You guys are going to love this. Wells Fargo screwed Ginnie Mae, a.k.a U.S. Taxpayers, investors, and homeowners using a fraudulent court system.  I am compiling, or maybe even creating a page to show the world just how prejudice, thus corrupt, judges can be, Of course I'm speaking of certain alleged judges, we have stood before. I will show you how, according to court logs, and public records, I fought Wells Fargo Bank in the court system prior to September 10, 2010, and then after September 10, 2010, when according to a recent publicly recorded filing in Williamson County, Texas, The Department of Housing and Urban Development should have been the party since September 10, 2010. So, why did Wells Fargo ever motion to dismiss the case because Wells Fargo Bank was not the proper party? Or how about MERS, or even the Barrett Daffin bunch, nor the john doe 1-100? And we were was declared a "vexatious litigants"? It is too strange that Mark D. Hopkins, a lawyer in Austin, Texas risked his career to defeat the Campbell's with fraud upon the court. And let's not forget the bunch in Addison, Texas. And maybe this should help the world realize that the credit card debacle with Wells Fargo is only the tip of the iceberg. Mortgages? Here is the link

Did any representing attorney have a Power of Attorney?

Probably not, because nobody was looking? Learn more about POA's?

Find it in the Texas Estates Code, as it used to be in the Texas Probate Code. The law has been in effect for decades.

SUBCHAPTER D. RECORDING DURABLE POWER OF ATTORNEY FOR CERTAIN REAL PROPERTY TRANSACTIONS

Sec. 751.151. RECORDING FOR REAL PROPERTY TRANSACTIONS REQUIRING EXECUTION AND DELIVERY OF INSTRUMENTS. A durable power of attorney for a real property transaction requiring the execution and delivery of an instrument that is to be recorded, including a release, assignment, satisfaction, mortgage, security agreement, deed of trust, encumbrance, deed of conveyance, oil, gas, or other mineral lease, memorandum of a lease, lien, or other claim or right to real property, must be recorded in the office of the county clerk of the county in which the property is located not later than the 30th day after the date the instrument is filed for recording.

Added by Acts 2011, 82nd Leg., R.S., Ch. 823 (H.B. 2759), Sec. 1.01, eff. January 1, 2014.
Amended by: Acts 2015, 84th Leg., R.S., Ch. 808 (H.B. 3316), Sec. 1, eff. September 1, 2015.

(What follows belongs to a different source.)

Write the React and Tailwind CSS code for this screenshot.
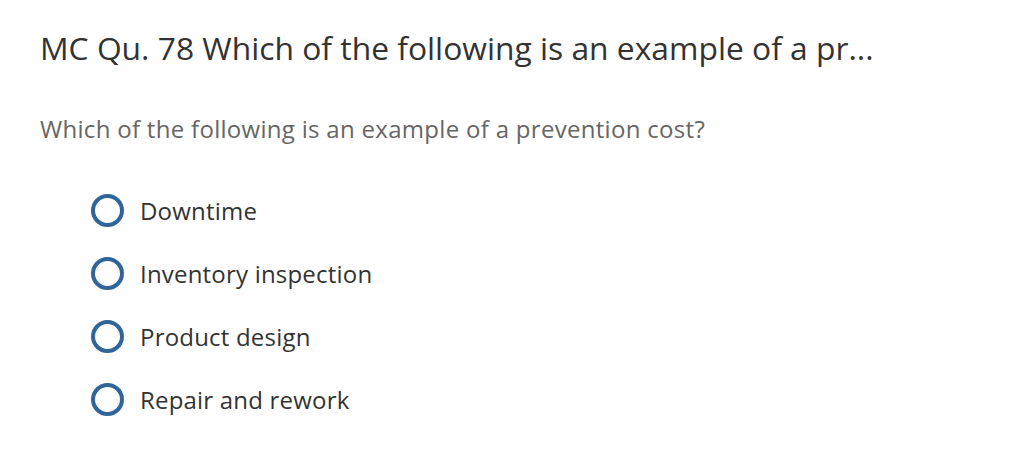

Compare § 751.151 to § 192.007(a)?

Sec. 192.007. RECORDS OF RELEASES AND OTHER ACTIONS. (a) To release, transfer, assign, or take another action relating to an instrument that is filed, registered, or recorded in the office of the county clerk, a person must file, register, or record another instrument relating to the action in the same manner as the original instrument was required to be filed, registered, or recorded.

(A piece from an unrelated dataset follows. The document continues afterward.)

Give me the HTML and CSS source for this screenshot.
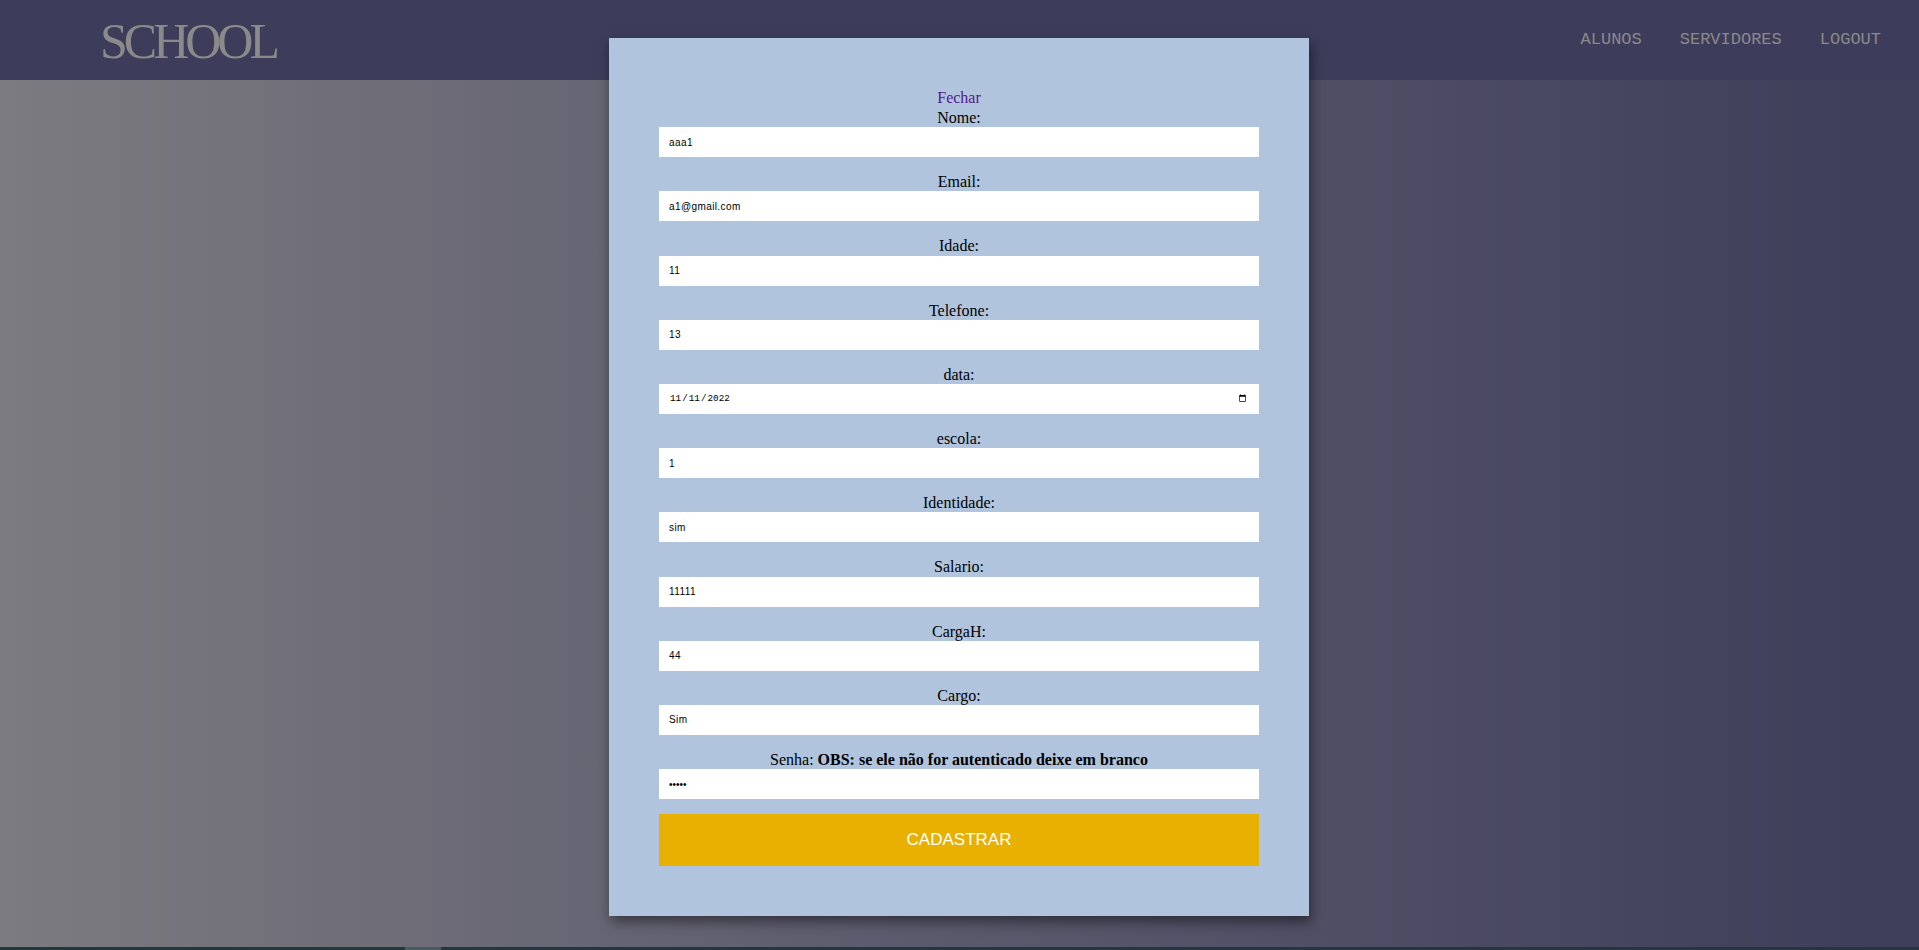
FILE: index.html
```html
<!DOCTYPE html>
<html lang="pt-BR">
<head>
<meta charset="utf-8">
<title>School</title>
<link rel="stylesheet" href="styles.css">
</head>
<body>
<div class="page">
  <header class="topbar">
    <div class="brand">SCHOOL</div>
    <nav class="nav">
      <a class="nav-link" href="#">ALUNOS</a>
      <a class="nav-link" href="#">SERVIDORES</a>
      <a class="nav-link" href="#">LOGOUT</a>
    </nav>
  </header>
  <main class="content"></main>
  <div class="bottom-strip"><div class="strip-thumb"></div></div>
</div>

<div class="modal">
  <a class="close-link" href="#">Fechar</a>
  <form class="form">
    <label class="field-label">Nome:</label>
    <input class="field" type="text" value="aaa1">
    <label class="field-label">Email:</label>
    <input class="field" type="text" value="a1@gmail.com">
    <label class="field-label">Idade:</label>
    <input class="field" type="text" value="11">
    <label class="field-label">Telefone:</label>
    <input class="field" type="text" value="13">
    <label class="field-label">data:</label>
    <input class="field field-date" type="date" value="2022-11-11">
    <label class="field-label">escola:</label>
    <input class="field" type="text" value="1">
    <label class="field-label">Identidade:</label>
    <input class="field" type="text" value="sim">
    <label class="field-label">Salario:</label>
    <input class="field" type="text" value="11111">
    <label class="field-label">CargaH:</label>
    <input class="field" type="text" value="44">
    <label class="field-label">Cargo:</label>
    <input class="field" type="text" value="Sim">
    <label class="field-label">Senha: <b>OBS: se ele não for autenticado deixe em branco</b></label>
    <input class="field field-pass" type="password" value="11111">
    <button class="submit" type="button">CADASTRAR</button>
  </form>
</div>
</body>
</html>
```

FILE: styles.css
```css
* { box-sizing: border-box; }

html, body {
  margin: 0;
  padding: 0;
  height: 950px;
  overflow: hidden;
}

body {
  font-family: "Liberation Serif", "Times New Roman", serif;
  font-size: 16px;
}

.page {
  display: flex;
  flex-direction: column;
  height: 950px;
}

.topbar {
  height: 80px;
  flex: 0 0 80px;
  background: #3d3c5a;
  display: flex;
  align-items: center;
  justify-content: space-between;
  padding: 0 38px 0 100px;
}

.brand {
  font-family: "Liberation Serif", "Times New Roman", serif;
  font-size: 50px;
  letter-spacing: -4px;
  color: #8a8a8a;
  line-height: 1;
  margin-top: 2px;
}

.nav {
  display: flex;
  gap: 38px;
  margin-top: -1px;
}

.nav-link {
  font-family: "Liberation Mono", "Courier New", monospace;
  font-size: 17px;
  color: #8a8a8a;
  text-decoration: none;
}

.content {
  flex: 1;
  background: linear-gradient(to right, #7c7b80 0%, #5d5c6e 45%, #3e3d5a 100%);
}

.bottom-strip {
  flex: 0 0 3px;
  background: #25363f;
  position: relative;
}

.strip-thumb {
  position: absolute;
  left: 405px;
  top: 0;
  width: 36px;
  height: 3px;
  background: #4b5961;
}

.modal {
  position: absolute;
  top: 38px;
  left: 609px;
  width: 700px;
  background: #b0c4de;
  padding: 50px;
  box-shadow: 2px 6px 12px rgba(0, 0, 0, 0.45);
  display: flex;
  flex-direction: column;
  align-items: center;
}

.close-link {
  display: block;
  height: 20px;
  line-height: 20px;
  color: #551a8b;
  text-decoration: none;
  font-size: 16px;
}

.form {
  display: flex;
  flex-direction: column;
  align-items: center;
  width: 600px;
  margin: 0;
}

.field-label {
  display: block;
  height: 19.2px;
  line-height: 19.2px;
  color: #000;
  text-align: center;
}

.field-label b {
  font-weight: bold;
}

.field {
  width: 600px;
  height: 30px;
  border: none;
  outline: none;
  background: #fff;
  margin: 0 0 15px 0;
  padding: 0 10px;
  font-family: "Liberation Sans", Arial, sans-serif;
  font-size: 10px;
  letter-spacing: 0.4px;
  color: #000;
}

.field-date {
  font-family: "Liberation Mono", monospace;
  font-size: 9.3px;
  letter-spacing: 0;
}

.field-pass {
  font-size: 10px;
  letter-spacing: 0;
}

.submit {
  width: 600px;
  height: 52px;
  border: none;
  background: #e8b000;
  color: #fff;
  font-family: "Liberation Sans", Arial, sans-serif;
  font-size: 17px;
  cursor: pointer;
  padding: 0;
}
```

Negligent Scrolling, or Turning a Blind Eye?

Before we go much farther, I'd like to ask the reader to ponder the ongoing confusion of the secured debt, and ask why the justices only utilize a "partial" for the statement; "Where a debt is `secured by a note, which is, in turn, secured by a lien, the lien and the note constitute separate obligations.'" and then state "The magistrate judge erred in finding that Deutsche Bank did not possess the right to foreclose under the Burkes' deed of trust." Why didn't the Court(s) tell Duetsche they did not have jurisdiction? Did the court  mention Deutsche providing a previous order on personal judgment? All Duetche would then need is a "Writ of Possession" if Deutsche won the case on the note, the suit to obtain personal judgment.  Of course, to confuse people, they take you to JP court instead. Nonetheless, that in in regards to Deutsche v. Burke, 2016. Yes, recent. So, who was correct? this cause is referencing Texas court cases. Here is why I believe the magistrate judge most likely did not err.

In a 1993 case, Whittington v. Whittington, in Beaumont, the court had this to say; "

"The purpose of the promissory Note was to secure the real estate mortgage loan borrowers equity in the property. Where there is a debt secured by a note, in turn secured by a lien,
the note and the lien constitute separate obligations so that suit  may be had on the note to obtain a personal judgment, and later suit may be had on the lien if the personal judgment is not satisfied
"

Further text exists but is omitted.